Evo: How do you see the boot camp model continuing to intersect with traditional higher education models over the long term?

ASW: One thing we’re doing that currently intersects with the credit side is creating credit-for-prior-learning pathways. If somebody, for example, takes one of our boot camps, they’re eligible for college credit. To clarify, they are non-credit students, but if somebody were to finish a boot camp and apply to a similar program on the credit side, they don’t have to retake similar classes. They just get credit. Our boot camps cover somewhere between 18 and 24 credit hours.

Some students actually take a semester off from their credit program, do one of our boot camps and then graduate sooner.
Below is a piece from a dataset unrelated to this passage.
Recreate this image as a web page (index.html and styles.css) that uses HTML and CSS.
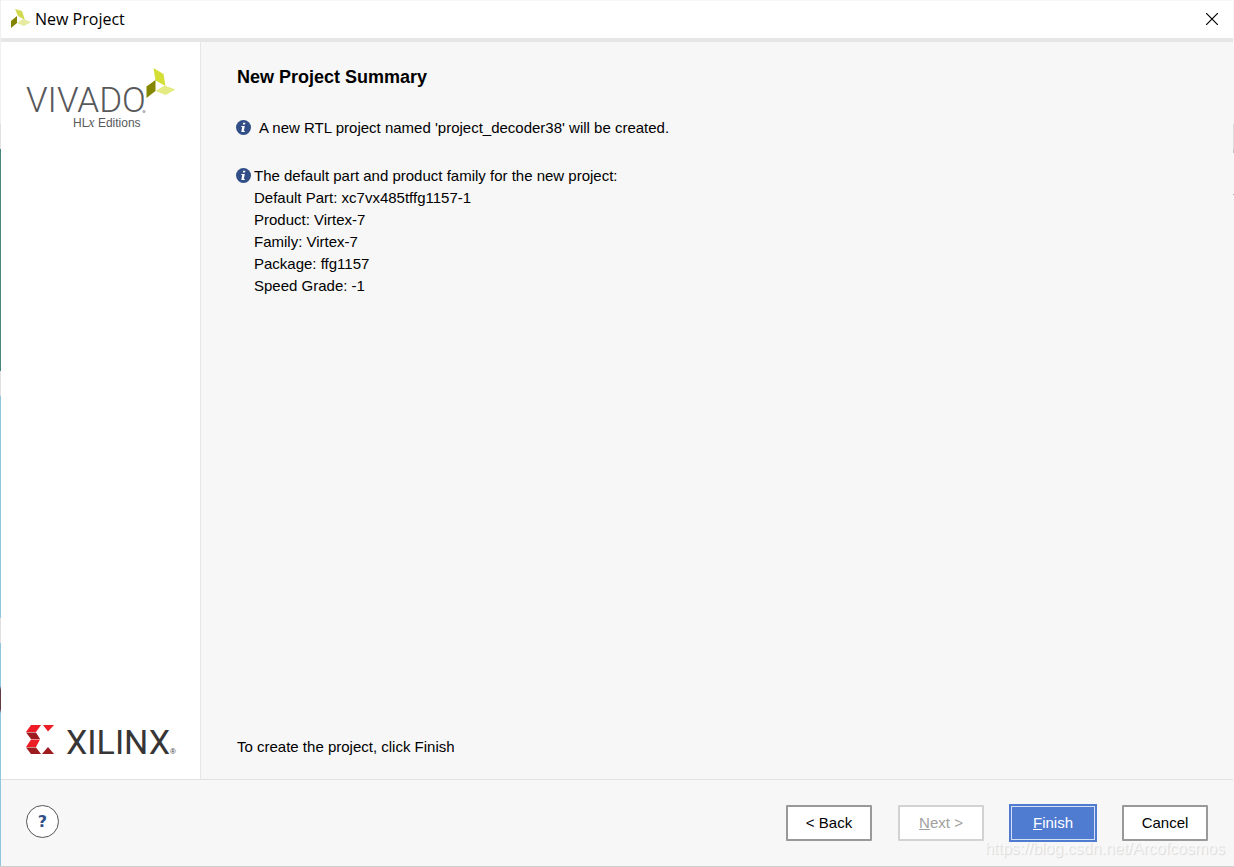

We’re also seeing it work the other way, too, where they finish their degree but want to learn a certain technology stack, so they’ll come back and do a boot camp after their degree.

And we partner very closely with the Computer Information Systems program on our credit side to make sure those pathways exist and that we’re talking about them. About 80 students have taken advantage of credit for prior learning over the last few years, which is actually more than we thought. These people got hundreds of credit hours at no additional cost, and it helped them complete more quickly, which is fantastic because they do graduate, it’s such a big win for the college overall.

It’s not just college credit for the technical classes. If you finish our full-stack web development boot camp, you’re not just getting credit for an entry-level JavaScript position because our boot camps take such a whole-person approach. We’re also teaching them skills like project management and public speaking because they have to be able to present to employers.

So, they get college credit for some soft skills classes, too, like business professionalism. Not that everyone needs a degree to get a job after a boot camp, but some want one. Some people want to continue their education, as we all always should.

This interview was edited for length and clarity.